↓

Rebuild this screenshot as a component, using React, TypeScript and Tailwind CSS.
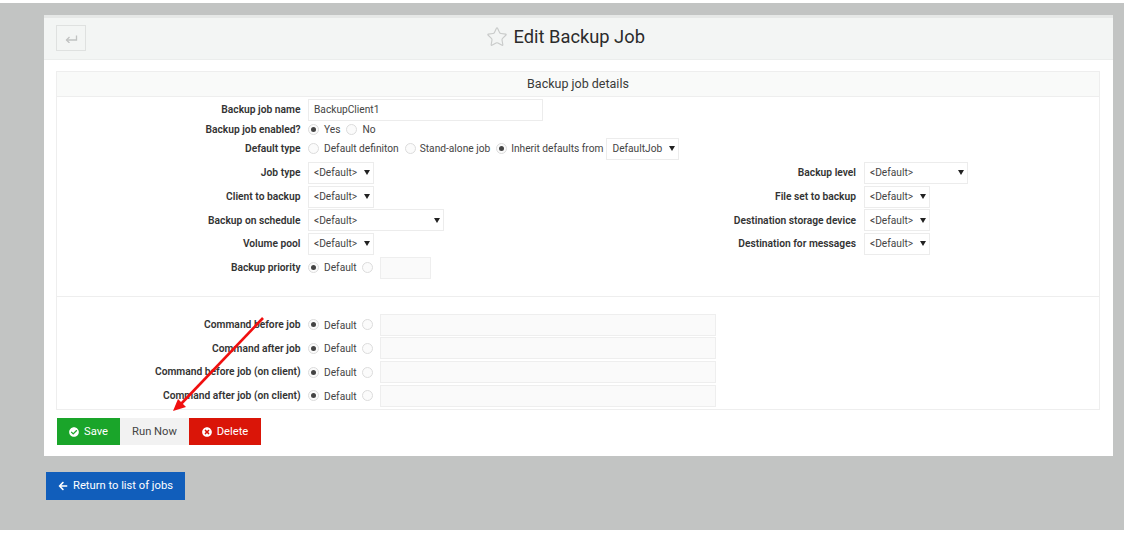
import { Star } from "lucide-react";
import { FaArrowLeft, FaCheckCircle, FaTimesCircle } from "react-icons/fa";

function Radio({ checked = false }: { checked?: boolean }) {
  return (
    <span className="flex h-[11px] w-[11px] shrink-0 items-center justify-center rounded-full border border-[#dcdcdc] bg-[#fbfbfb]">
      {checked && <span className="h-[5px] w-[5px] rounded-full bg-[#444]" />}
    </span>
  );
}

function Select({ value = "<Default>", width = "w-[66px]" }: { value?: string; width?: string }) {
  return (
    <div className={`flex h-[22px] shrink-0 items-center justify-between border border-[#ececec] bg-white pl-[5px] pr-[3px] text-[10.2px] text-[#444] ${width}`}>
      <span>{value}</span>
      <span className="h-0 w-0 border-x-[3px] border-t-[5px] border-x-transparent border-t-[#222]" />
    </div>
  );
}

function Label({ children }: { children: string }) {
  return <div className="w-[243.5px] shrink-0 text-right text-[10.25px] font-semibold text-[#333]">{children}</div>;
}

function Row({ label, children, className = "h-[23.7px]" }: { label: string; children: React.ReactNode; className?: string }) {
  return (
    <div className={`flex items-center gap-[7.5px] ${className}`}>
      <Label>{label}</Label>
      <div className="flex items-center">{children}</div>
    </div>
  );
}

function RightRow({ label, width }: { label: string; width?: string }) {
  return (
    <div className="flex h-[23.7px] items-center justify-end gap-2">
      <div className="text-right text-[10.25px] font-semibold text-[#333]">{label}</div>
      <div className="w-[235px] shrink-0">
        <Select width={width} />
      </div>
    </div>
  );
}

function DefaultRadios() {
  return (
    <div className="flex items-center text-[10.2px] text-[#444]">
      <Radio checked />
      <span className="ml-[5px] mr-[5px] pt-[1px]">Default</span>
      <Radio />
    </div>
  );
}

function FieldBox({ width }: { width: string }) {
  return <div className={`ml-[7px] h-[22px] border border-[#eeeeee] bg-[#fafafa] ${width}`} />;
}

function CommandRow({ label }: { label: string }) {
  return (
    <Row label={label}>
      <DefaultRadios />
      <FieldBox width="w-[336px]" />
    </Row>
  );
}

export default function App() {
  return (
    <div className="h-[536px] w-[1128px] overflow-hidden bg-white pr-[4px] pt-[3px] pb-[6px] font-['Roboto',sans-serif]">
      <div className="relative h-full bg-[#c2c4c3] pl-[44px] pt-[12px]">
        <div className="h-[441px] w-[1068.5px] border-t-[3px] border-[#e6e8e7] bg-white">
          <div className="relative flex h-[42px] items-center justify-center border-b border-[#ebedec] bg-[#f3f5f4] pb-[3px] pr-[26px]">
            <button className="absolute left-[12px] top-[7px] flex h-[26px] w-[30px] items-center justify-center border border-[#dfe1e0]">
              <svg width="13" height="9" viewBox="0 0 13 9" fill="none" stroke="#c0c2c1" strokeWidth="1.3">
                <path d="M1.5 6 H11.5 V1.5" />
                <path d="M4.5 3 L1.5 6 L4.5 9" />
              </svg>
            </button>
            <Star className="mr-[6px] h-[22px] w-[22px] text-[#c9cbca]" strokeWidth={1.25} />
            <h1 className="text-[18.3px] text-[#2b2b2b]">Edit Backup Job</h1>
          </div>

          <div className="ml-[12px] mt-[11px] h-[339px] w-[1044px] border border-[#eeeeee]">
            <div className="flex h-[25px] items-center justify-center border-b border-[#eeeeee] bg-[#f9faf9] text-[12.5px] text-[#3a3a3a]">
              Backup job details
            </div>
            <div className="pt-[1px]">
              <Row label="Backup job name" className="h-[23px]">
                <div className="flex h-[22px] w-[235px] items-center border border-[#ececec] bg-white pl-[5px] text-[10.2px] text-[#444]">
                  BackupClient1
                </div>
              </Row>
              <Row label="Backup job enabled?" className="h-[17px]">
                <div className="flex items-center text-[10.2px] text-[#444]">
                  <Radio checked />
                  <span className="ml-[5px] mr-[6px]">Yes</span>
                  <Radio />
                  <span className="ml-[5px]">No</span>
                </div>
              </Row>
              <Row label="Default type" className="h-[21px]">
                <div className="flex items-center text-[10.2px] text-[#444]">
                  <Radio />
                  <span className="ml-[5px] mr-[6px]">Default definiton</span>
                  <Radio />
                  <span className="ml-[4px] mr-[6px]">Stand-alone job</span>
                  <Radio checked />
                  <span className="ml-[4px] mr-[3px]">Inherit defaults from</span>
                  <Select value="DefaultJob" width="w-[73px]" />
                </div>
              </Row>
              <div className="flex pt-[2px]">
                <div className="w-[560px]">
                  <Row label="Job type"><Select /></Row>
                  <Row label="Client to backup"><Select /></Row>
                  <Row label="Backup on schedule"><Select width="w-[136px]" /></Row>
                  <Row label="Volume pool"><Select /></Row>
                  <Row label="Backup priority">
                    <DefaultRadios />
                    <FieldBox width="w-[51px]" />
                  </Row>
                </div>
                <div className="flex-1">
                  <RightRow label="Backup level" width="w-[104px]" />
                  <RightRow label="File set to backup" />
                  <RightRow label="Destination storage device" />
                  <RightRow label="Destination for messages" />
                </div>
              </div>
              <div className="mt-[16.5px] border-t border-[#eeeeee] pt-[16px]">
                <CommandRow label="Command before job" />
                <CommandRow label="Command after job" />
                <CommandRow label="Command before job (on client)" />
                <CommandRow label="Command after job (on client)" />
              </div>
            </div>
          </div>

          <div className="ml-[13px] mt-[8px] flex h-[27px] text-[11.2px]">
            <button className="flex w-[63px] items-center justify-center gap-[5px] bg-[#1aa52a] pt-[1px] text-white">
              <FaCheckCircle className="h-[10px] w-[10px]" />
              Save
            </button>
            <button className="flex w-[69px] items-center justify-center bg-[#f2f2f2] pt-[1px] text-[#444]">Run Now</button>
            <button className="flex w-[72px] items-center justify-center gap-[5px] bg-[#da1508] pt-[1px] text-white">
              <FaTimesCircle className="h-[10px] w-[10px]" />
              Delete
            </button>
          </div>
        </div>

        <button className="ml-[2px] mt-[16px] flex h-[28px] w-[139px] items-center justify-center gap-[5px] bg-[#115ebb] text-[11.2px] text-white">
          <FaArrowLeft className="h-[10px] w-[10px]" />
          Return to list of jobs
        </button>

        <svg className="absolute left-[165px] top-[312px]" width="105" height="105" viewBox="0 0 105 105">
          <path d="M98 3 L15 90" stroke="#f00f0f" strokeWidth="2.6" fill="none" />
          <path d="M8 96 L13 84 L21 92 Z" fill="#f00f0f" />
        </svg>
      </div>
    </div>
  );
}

↑

## [What the task asks]
Each line of the data is to be duplicated exactly; pictures stay out of the copy.

## [Result of the exercise]
Rebuild this screenshot as a component, using React, TypeScript and Tailwind CSS.
import { Star } from "lucide-react";
import { FaArrowLeft, FaCheckCircle, FaTimesCircle } from "react-icons/fa";

function Radio({ checked = false }: { checked?: boolean }) {
  return (
    <span className="flex h-[11px] w-[11px] shrink-0 items-center justify-center rounded-full border border-[#dcdcdc] bg-[#fbfbfb]">
      {checked && <span className="h-[5px] w-[5px] rounded-full bg-[#444]" />}
    </span>
  );
}

function Select({ value = "<Default>", width = "w-[66px]" }: { value?: string; width?: string }) {
  return (
    <div className={`flex h-[22px] shrink-0 items-center justify-between border border-[#ececec] bg-white pl-[5px] pr-[3px] text-[10.2px] text-[#444] ${width}`}>
      <span>{value}</span>
      <span className="h-0 w-0 border-x-[3px] border-t-[5px] border-x-transparent border-t-[#222]" />
    </div>
  );
}

function Label({ children }: { children: string }) {
  return <div className="w-[243.5px] shrink-0 text-right text-[10.25px] font-semibold text-[#333]">{children}</div>;
}

function Row({ label, children, className = "h-[23.7px]" }: { label: string; children: React.ReactNode; className?: string }) {
  return (
    <div className={`flex items-center gap-[7.5px] ${className}`}>
      <Label>{label}</Label>
      <div className="flex items-center">{children}</div>
    </div>
  );
}

function RightRow({ label, width }: { label: string; width?: string }) {
  return (
    <div className="flex h-[23.7px] items-center justify-end gap-2">
      <div className="text-right text-[10.25px] font-semibold text-[#333]">{label}</div>
      <div className="w-[235px] shrink-0">
        <Select width={width} />
      </div>
    </div>
  );
}

function DefaultRadios() {
  return (
    <div className="flex items-center text-[10.2px] text-[#444]">
      <Radio checked />
      <span className="ml-[5px] mr-[5px] pt-[1px]">Default</span>
      <Radio />
    </div>
  );
}

function FieldBox({ width }: { width: string }) {
  return <div className={`ml-[7px] h-[22px] border border-[#eeeeee] bg-[#fafafa] ${width}`} />;
}

function CommandRow({ label }: { label: string }) {
  return (
    <Row label={label}>
      <DefaultRadios />
      <FieldBox width="w-[336px]" />
    </Row>
  );
}

export default function App() {
  return (
    <div className="h-[536px] w-[1128px] overflow-hidden bg-white pr-[4px] pt-[3px] pb-[6px] font-['Roboto',sans-serif]">
      <div className="relative h-full bg-[#c2c4c3] pl-[44px] pt-[12px]">
        <div className="h-[441px] w-[1068.5px] border-t-[3px] border-[#e6e8e7] bg-white">
          <div className="relative flex h-[42px] items-center justify-center border-b border-[#ebedec] bg-[#f3f5f4] pb-[3px] pr-[26px]">
            <button className="absolute left-[12px] top-[7px] flex h-[26px] w-[30px] items-center justify-center border border-[#dfe1e0]">
              <svg width="13" height="9" viewBox="0 0 13 9" fill="none" stroke="#c0c2c1" strokeWidth="1.3">
                <path d="M1.5 6 H11.5 V1.5" />
                <path d="M4.5 3 L1.5 6 L4.5 9" />
              </svg>
            </button>
            <Star className="mr-[6px] h-[22px] w-[22px] text-[#c9cbca]" strokeWidth={1.25} />
            <h1 className="text-[18.3px] text-[#2b2b2b]">Edit Backup Job</h1>
          </div>

          <div className="ml-[12px] mt-[11px] h-[339px] w-[1044px] border border-[#eeeeee]">
            <div className="flex h-[25px] items-center justify-center border-b border-[#eeeeee] bg-[#f9faf9] text-[12.5px] text-[#3a3a3a]">
              Backup job details
            </div>
            <div className="pt-[1px]">
              <Row label="Backup job name" className="h-[23px]">
                <div className="flex h-[22px] w-[235px] items-center border border-[#ececec] bg-white pl-[5px] text-[10.2px] text-[#444]">
                  BackupClient1
                </div>
              </Row>
              <Row label="Backup job enabled?" className="h-[17px]">
                <div className="flex items-center text-[10.2px] text-[#444]">
                  <Radio checked />
                  <span className="ml-[5px] mr-[6px]">Yes</span>
                  <Radio />
                  <span className="ml-[5px]">No</span>
                </div>
              </Row>
              <Row label="Default type" className="h-[21px]">
                <div className="flex items-center text-[10.2px] text-[#444]">
                  <Radio />
                  <span className="ml-[5px] mr-[6px]">Default definiton</span>
                  <Radio />
                  <span className="ml-[4px] mr-[6px]">Stand-alone job</span>
                  <Radio checked />
                  <span className="ml-[4px] mr-[3px]">Inherit defaults from</span>
                  <Select value="DefaultJob" width="w-[73px]" />
                </div>
              </Row>
              <div className="flex pt-[2px]">
                <div className="w-[560px]">
                  <Row label="Job type"><Select /></Row>
                  <Row label="Client to backup"><Select /></Row>
                  <Row label="Backup on schedule"><Select width="w-[136px]" /></Row>
                  <Row label="Volume pool"><Select /></Row>
                  <Row label="Backup priority">
                    <DefaultRadios />
                    <FieldBox width="w-[51px]" />
                  </Row>
                </div>
                <div className="flex-1">
                  <RightRow label="Backup level" width="w-[104px]" />
                  <RightRow label="File set to backup" />
                  <RightRow label="Destination storage device" />
                  <RightRow label="Destination for messages" />
                </div>
              </div>
              <div className="mt-[16.5px] border-t border-[#eeeeee] pt-[16px]">
                <CommandRow label="Command before job" />
                <CommandRow label="Command after job" />
                <CommandRow label="Command before job (on client)" />
                <CommandRow label="Command after job (on client)" />
              </div>
            </div>
          </div>

          <div className="ml-[13px] mt-[8px] flex h-[27px] text-[11.2px]">
            <button className="flex w-[63px] items-center justify-center gap-[5px] bg-[#1aa52a] pt-[1px] text-white">
              <FaCheckCircle className="h-[10px] w-[10px]" />
              Save
            </button>
            <button className="flex w-[69px] items-center justify-center bg-[#f2f2f2] pt-[1px] text-[#444]">Run Now</button>
            <button className="flex w-[72px] items-center justify-center gap-[5px] bg-[#da1508] pt-[1px] text-white">
              <FaTimesCircle className="h-[10px] w-[10px]" />
              Delete
            </button>
          </div>
        </div>

        <button className="ml-[2px] mt-[16px] flex h-[28px] w-[139px] items-center justify-center gap-[5px] bg-[#115ebb] text-[11.2px] text-white">
          <FaArrowLeft className="h-[10px] w-[10px]" />
          Return to list of jobs
        </button>

        <svg className="absolute left-[165px] top-[312px]" width="105" height="105" viewBox="0 0 105 105">
          <path d="M98 3 L15 90" stroke="#f00f0f" strokeWidth="2.6" fill="none" />
          <path d="M8 96 L13 84 L21 92 Z" fill="#f00f0f" />
        </svg>
      </div>
    </div>
  );
}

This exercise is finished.